- Task details
Skip the pictures and extract all of the lines exactly as written.
── Provided data ──
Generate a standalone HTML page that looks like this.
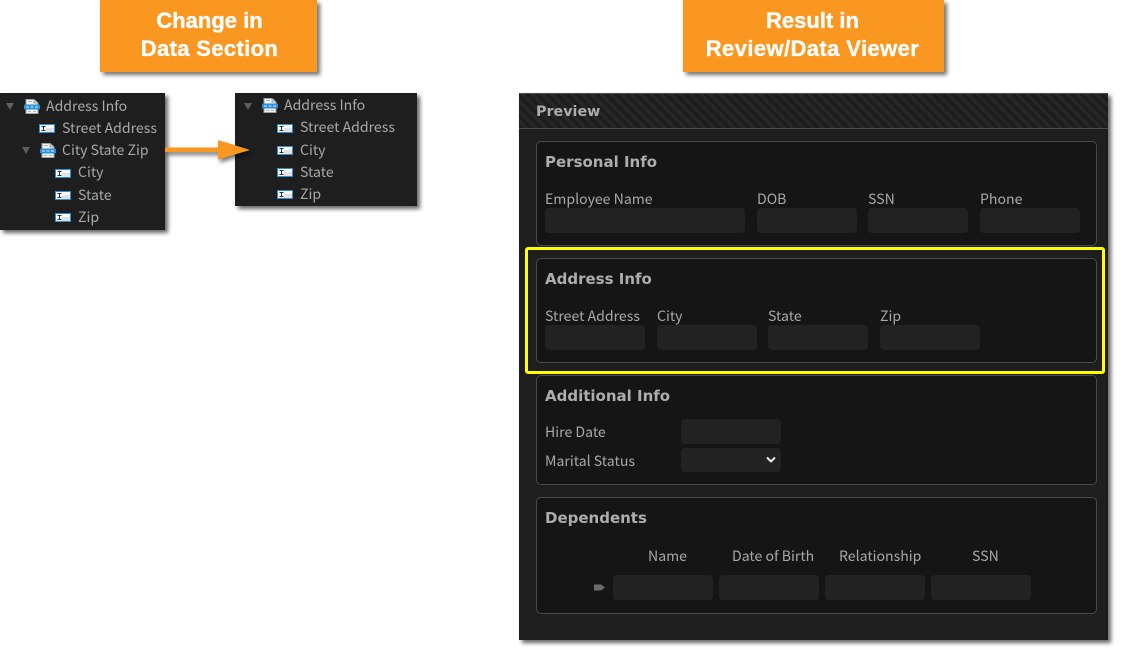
<!DOCTYPE html>
<html lang="en"><head><meta charset="utf-8"><title>Change in Data Section</title>
<style>
html,body{margin:0;padding:0;background:#fff}
body{position:relative;width:1121px;height:653px;overflow:hidden;font-family:"Noto Sans CJK JP","DejaVu Sans",sans-serif}
div,svg{position:absolute;box-sizing:border-box}
.call{background:#f99720;box-shadow:3px 3px 4px rgba(0,0,0,.55);color:#fff;font:bold 22px/28px "Liberation Sans",sans-serif;text-align:center;padding-top:7px;-webkit-text-stroke:.35px #fff}
.tree{background:#1e1e1e;box-shadow:3px 3px 4px rgba(0,0,0,.6)}
.t{white-space:nowrap;font-size:14.1px;line-height:22px;color:#a8a8a8}
.h{white-space:nowrap;font-family:"DejaVu Sans",sans-serif;font-weight:bold;font-size:15px;line-height:22px;color:#adadad}
.panel{left:519px;top:93px;width:589px;height:547px;background:#1e1e1e;border-top:1px solid #4c4c4c;box-shadow:3px 3px 4px rgba(0,0,0,.6)}
.bar{left:519px;top:94px;width:589px;height:35px;border-bottom:1px solid #4c4c4c;background:repeating-linear-gradient(45deg,#1d1d1d 0,#1d1d1d 3.5px,#262626 3.5px,#262626 7px)}
.g{left:536px;width:561px;background:#151515;border:1px solid #4a4a4a;border-radius:5px}
.i{background:#222;border-radius:4px;height:25px}
.y{left:525px;top:247px;width:580px;height:127px;border:3px solid #ffff00;border-radius:3px}
</style></head><body>

<svg width="0" height="0" style="left:0;top:0">
<defs>
<symbol id="tb" viewBox="0 0 16 9"><rect x=".5" y=".5" width="15" height="8" fill="#f8fafb" stroke="#2a8fd6"/><rect x="7" y="4" width="8" height="4" fill="#dfe3e6"/><path d="M2.500 2.500h4M4.500 2.500v4M2.500 6.500h4" stroke="#333" fill="none"/></symbol>
<symbol id="fm" viewBox="0 0 16 15"><path d="M2 .5h8l4 3.500v10.500H2z" fill="#f1f3f5" stroke="#9aa2a8"/><path d="M10 .5v3.500h4" fill="#cfd4d8" stroke="#9aa2a8"/><rect x="0" y="5.500" width="16" height="5" rx="1" fill="#2a8fd6"/><path d="M2 8h3M6.500 8h3M11 8h3" stroke="#dff0fb"/><path d="M4 12.500h3M9 12.500h3M4 2.500h4" stroke="#aab0b5"/></symbol>
</defs></svg>

<div class="call" style="left:100px;top:0;width:217px;height:72px"><span style="position:relative;left:1px">Change in</span><br><span style="letter-spacing:.35px;position:relative;left:1px">Data Section</span></div>
<div class="call" style="left:683px;top:0;width:261px;height:72px"><span style="position:relative;left:-1px">Result in</span><br><span style="letter-spacing:.4px;position:relative;left:-1px">Review/Data Viewer</span></div>

<!-- left tree -->
<div class="tree" style="left:0;top:93px;width:165px;height:137px"></div>
<svg style="left:6px;top:102px" width="8" height="8"><path d="M0 1h8L4 8z" fill="#5e5e5e"/></svg>
<svg style="left:24px;top:99px" width="16" height="15"><use href="#fm"/></svg>
<div class="t" style="left:46px;top:95px">Address Info</div>
<svg style="left:39px;top:124px" width="16" height="9"><use href="#tb"/></svg>
<div class="t" style="left:62px;top:117px">Street Address</div>
<svg style="left:22px;top:146px" width="8" height="8"><path d="M0 1h8L4 8z" fill="#5e5e5e"/></svg>
<svg style="left:40px;top:143px" width="16" height="15"><use href="#fm"/></svg>
<div class="t" style="left:62px;top:139px">City State Zip</div>
<svg style="left:55px;top:169px" width="16" height="9"><use href="#tb"/></svg>
<div class="t" style="left:78px;top:161px">City</div>
<svg style="left:55px;top:191px" width="16" height="9"><use href="#tb"/></svg>
<div class="t" style="left:78px;top:184px">State</div>
<svg style="left:55px;top:213px" width="16" height="9"><use href="#tb"/></svg>
<div class="t" style="left:78px;top:206px">Zip</div>

<!-- right tree -->
<div class="tree" style="left:235px;top:93px;width:182px;height:113px"></div>
<svg style="left:244px;top:102px" width="8" height="8"><path d="M0 1h8L4 8z" fill="#5e5e5e"/></svg>
<svg style="left:262px;top:98px" width="16" height="15"><use href="#fm"/></svg>
<div class="t" style="left:284px;top:94px">Address Info</div>
<svg style="left:277px;top:124px" width="16" height="9"><use href="#tb"/></svg>
<div class="t" style="left:300px;top:116px">Street Address</div>
<svg style="left:277px;top:146px" width="16" height="9"><use href="#tb"/></svg>
<div class="t" style="left:300px;top:139px">City</div>
<svg style="left:277px;top:168px" width="16" height="9"><use href="#tb"/></svg>
<div class="t" style="left:300px;top:161px">State</div>
<svg style="left:277px;top:190px" width="16" height="9"><use href="#tb"/></svg>
<div class="t" style="left:300px;top:183px">Zip</div>

<!-- arrow -->
<svg style="left:165px;top:135px;filter:drop-shadow(2px 3px 2px rgba(0,0,0,.55))" width="90" height="30"><path d="M0 12.500h53V5L85 15 53 24.500V17H0z" fill="#f99720"/></svg>

<!-- preview panel -->
<div class="panel"></div>
<div class="bar"></div>
<div class="h" style="left:536px;top:101px;font-size:14.300px">Preview</div>

<div class="g" style="top:141px;height:105px"></div>
<div class="h" style="left:545px;top:151px">Personal Info</div>
<div class="t" style="left:545px;top:188px">Employee Name</div>
<div class="t" style="left:757px;top:188px">DOB</div>
<div class="t" style="left:868px;top:188px">SSN</div>
<div class="t" style="left:980px;top:188px">Phone</div>
<div class="i" style="left:545px;top:208px;width:200px"></div>
<div class="i" style="left:757px;top:208px;width:100px"></div>
<div class="i" style="left:868px;top:208px;width:100px"></div>
<div class="i" style="left:980px;top:208px;width:100px"></div>

<div class="g" style="top:258px;height:105px"></div>
<div class="h" style="left:545px;top:268px">Address Info</div>
<div class="t" style="left:545px;top:305px">Street Address</div>
<div class="t" style="left:657px;top:305px">City</div>
<div class="t" style="left:768px;top:305px">State</div>
<div class="t" style="left:880px;top:305px">Zip</div>
<div class="i" style="left:545px;top:325px;width:100px"></div>
<div class="i" style="left:657px;top:325px;width:100px"></div>
<div class="i" style="left:768px;top:325px;width:100px"></div>
<div class="i" style="left:880px;top:325px;width:100px"></div>
<div class="y"></div>

<div class="g" style="top:375px;height:110px"></div>
<div class="h" style="left:545px;top:385px">Additional Info</div>
<div class="t" style="left:545px;top:421px">Hire Date</div>
<div class="i" style="left:681px;top:419px;width:100px"></div>
<div class="t" style="left:545px;top:450px">Marital Status</div>
<div class="i" style="left:681px;top:448px;width:100px;height:24px"></div>
<svg style="left:765px;top:456px" width="12" height="8"><path d="M2 1.500l4 4 4-4" fill="none" stroke="#e8e8e8" stroke-width="2"/></svg>

<div class="g" style="top:497px;height:117px"></div>
<div class="h" style="left:545px;top:507px">Dependents</div>
<div class="t" style="left:648px;top:545px">Name</div>
<div class="t" style="left:732px;top:545px">Date of Birth</div>
<div class="t" style="left:839px;top:545px">Relationship</div>
<div class="t" style="left:972px;top:545px">SSN</div>
<svg style="left:594px;top:584px" width="11" height="7"><path d="M0 .5h7l4 3-4 3H0z" fill="#6a6a6a"/></svg>
<div class="i" style="left:613px;top:575px;width:100px"></div>
<div class="i" style="left:719px;top:575px;width:100px"></div>
<div class="i" style="left:825px;top:575px;width:100px"></div>
<div class="i" style="left:931px;top:575px;width:100px"></div>
</body></html>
───
- Full answer
Generate a standalone HTML page that looks like this.
<!DOCTYPE html>
<html lang="en"><head><meta charset="utf-8"><title>Change in Data Section</title>
<style>
html,body{margin:0;padding:0;background:#fff}
body{position:relative;width:1121px;height:653px;overflow:hidden;font-family:"Noto Sans CJK JP","DejaVu Sans",sans-serif}
div,svg{position:absolute;box-sizing:border-box}
.call{background:#f99720;box-shadow:3px 3px 4px rgba(0,0,0,.55);color:#fff;font:bold 22px/28px "Liberation Sans",sans-serif;text-align:center;padding-top:7px;-webkit-text-stroke:.35px #fff}
.tree{background:#1e1e1e;box-shadow:3px 3px 4px rgba(0,0,0,.6)}
.t{white-space:nowrap;font-size:14.1px;line-height:22px;color:#a8a8a8}
.h{white-space:nowrap;font-family:"DejaVu Sans",sans-serif;font-weight:bold;font-size:15px;line-height:22px;color:#adadad}
.panel{left:519px;top:93px;width:589px;height:547px;background:#1e1e1e;border-top:1px solid #4c4c4c;box-shadow:3px 3px 4px rgba(0,0,0,.6)}
.bar{left:519px;top:94px;width:589px;height:35px;border-bottom:1px solid #4c4c4c;background:repeating-linear-gradient(45deg,#1d1d1d 0,#1d1d1d 3.5px,#262626 3.5px,#262626 7px)}
.g{left:536px;width:561px;background:#151515;border:1px solid #4a4a4a;border-radius:5px}
.i{background:#222;border-radius:4px;height:25px}
.y{left:525px;top:247px;width:580px;height:127px;border:3px solid #ffff00;border-radius:3px}
</style></head><body>

<svg width="0" height="0" style="left:0;top:0">
<defs>
<symbol id="tb" viewBox="0 0 16 9"><rect x=".5" y=".5" width="15" height="8" fill="#f8fafb" stroke="#2a8fd6"/><rect x="7" y="4" width="8" height="4" fill="#dfe3e6"/><path d="M2.500 2.500h4M4.500 2.500v4M2.500 6.500h4" stroke="#333" fill="none"/></symbol>
<symbol id="fm" viewBox="0 0 16 15"><path d="M2 .5h8l4 3.500v10.500H2z" fill="#f1f3f5" stroke="#9aa2a8"/><path d="M10 .5v3.500h4" fill="#cfd4d8" stroke="#9aa2a8"/><rect x="0" y="5.500" width="16" height="5" rx="1" fill="#2a8fd6"/><path d="M2 8h3M6.500 8h3M11 8h3" stroke="#dff0fb"/><path d="M4 12.500h3M9 12.500h3M4 2.500h4" stroke="#aab0b5"/></symbol>
</defs></svg>

<div class="call" style="left:100px;top:0;width:217px;height:72px"><span style="position:relative;left:1px">Change in</span><br><span style="letter-spacing:.35px;position:relative;left:1px">Data Section</span></div>
<div class="call" style="left:683px;top:0;width:261px;height:72px"><span style="position:relative;left:-1px">Result in</span><br><span style="letter-spacing:.4px;position:relative;left:-1px">Review/Data Viewer</span></div>

<!-- left tree -->
<div class="tree" style="left:0;top:93px;width:165px;height:137px"></div>
<svg style="left:6px;top:102px" width="8" height="8"><path d="M0 1h8L4 8z" fill="#5e5e5e"/></svg>
<svg style="left:24px;top:99px" width="16" height="15"><use href="#fm"/></svg>
<div class="t" style="left:46px;top:95px">Address Info</div>
<svg style="left:39px;top:124px" width="16" height="9"><use href="#tb"/></svg>
<div class="t" style="left:62px;top:117px">Street Address</div>
<svg style="left:22px;top:146px" width="8" height="8"><path d="M0 1h8L4 8z" fill="#5e5e5e"/></svg>
<svg style="left:40px;top:143px" width="16" height="15"><use href="#fm"/></svg>
<div class="t" style="left:62px;top:139px">City State Zip</div>
<svg style="left:55px;top:169px" width="16" height="9"><use href="#tb"/></svg>
<div class="t" style="left:78px;top:161px">City</div>
<svg style="left:55px;top:191px" width="16" height="9"><use href="#tb"/></svg>
<div class="t" style="left:78px;top:184px">State</div>
<svg style="left:55px;top:213px" width="16" height="9"><use href="#tb"/></svg>
<div class="t" style="left:78px;top:206px">Zip</div>

<!-- right tree -->
<div class="tree" style="left:235px;top:93px;width:182px;height:113px"></div>
<svg style="left:244px;top:102px" width="8" height="8"><path d="M0 1h8L4 8z" fill="#5e5e5e"/></svg>
<svg style="left:262px;top:98px" width="16" height="15"><use href="#fm"/></svg>
<div class="t" style="left:284px;top:94px">Address Info</div>
<svg style="left:277px;top:124px" width="16" height="9"><use href="#tb"/></svg>
<div class="t" style="left:300px;top:116px">Street Address</div>
<svg style="left:277px;top:146px" width="16" height="9"><use href="#tb"/></svg>
<div class="t" style="left:300px;top:139px">City</div>
<svg style="left:277px;top:168px" width="16" height="9"><use href="#tb"/></svg>
<div class="t" style="left:300px;top:161px">State</div>
<svg style="left:277px;top:190px" width="16" height="9"><use href="#tb"/></svg>
<div class="t" style="left:300px;top:183px">Zip</div>

<!-- arrow -->
<svg style="left:165px;top:135px;filter:drop-shadow(2px 3px 2px rgba(0,0,0,.55))" width="90" height="30"><path d="M0 12.500h53V5L85 15 53 24.500V17H0z" fill="#f99720"/></svg>

<!-- preview panel -->
<div class="panel"></div>
<div class="bar"></div>
<div class="h" style="left:536px;top:101px;font-size:14.300px">Preview</div>

<div class="g" style="top:141px;height:105px"></div>
<div class="h" style="left:545px;top:151px">Personal Info</div>
<div class="t" style="left:545px;top:188px">Employee Name</div>
<div class="t" style="left:757px;top:188px">DOB</div>
<div class="t" style="left:868px;top:188px">SSN</div>
<div class="t" style="left:980px;top:188px">Phone</div>
<div class="i" style="left:545px;top:208px;width:200px"></div>
<div class="i" style="left:757px;top:208px;width:100px"></div>
<div class="i" style="left:868px;top:208px;width:100px"></div>
<div class="i" style="left:980px;top:208px;width:100px"></div>

<div class="g" style="top:258px;height:105px"></div>
<div class="h" style="left:545px;top:268px">Address Info</div>
<div class="t" style="left:545px;top:305px">Street Address</div>
<div class="t" style="left:657px;top:305px">City</div>
<div class="t" style="left:768px;top:305px">State</div>
<div class="t" style="left:880px;top:305px">Zip</div>
<div class="i" style="left:545px;top:325px;width:100px"></div>
<div class="i" style="left:657px;top:325px;width:100px"></div>
<div class="i" style="left:768px;top:325px;width:100px"></div>
<div class="i" style="left:880px;top:325px;width:100px"></div>
<div class="y"></div>

<div class="g" style="top:375px;height:110px"></div>
<div class="h" style="left:545px;top:385px">Additional Info</div>
<div class="t" style="left:545px;top:421px">Hire Date</div>
<div class="i" style="left:681px;top:419px;width:100px"></div>
<div class="t" style="left:545px;top:450px">Marital Status</div>
<div class="i" style="left:681px;top:448px;width:100px;height:24px"></div>
<svg style="left:765px;top:456px" width="12" height="8"><path d="M2 1.500l4 4 4-4" fill="none" stroke="#e8e8e8" stroke-width="2"/></svg>

<div class="g" style="top:497px;height:117px"></div>
<div class="h" style="left:545px;top:507px">Dependents</div>
<div class="t" style="left:648px;top:545px">Name</div>
<div class="t" style="left:732px;top:545px">Date of Birth</div>
<div class="t" style="left:839px;top:545px">Relationship</div>
<div class="t" style="left:972px;top:545px">SSN</div>
<svg style="left:594px;top:584px" width="11" height="7"><path d="M0 .5h7l4 3-4 3H0z" fill="#6a6a6a"/></svg>
<div class="i" style="left:613px;top:575px;width:100px"></div>
<div class="i" style="left:719px;top:575px;width:100px"></div>
<div class="i" style="left:825px;top:575px;width:100px"></div>
<div class="i" style="left:931px;top:575px;width:100px"></div>
</body></html>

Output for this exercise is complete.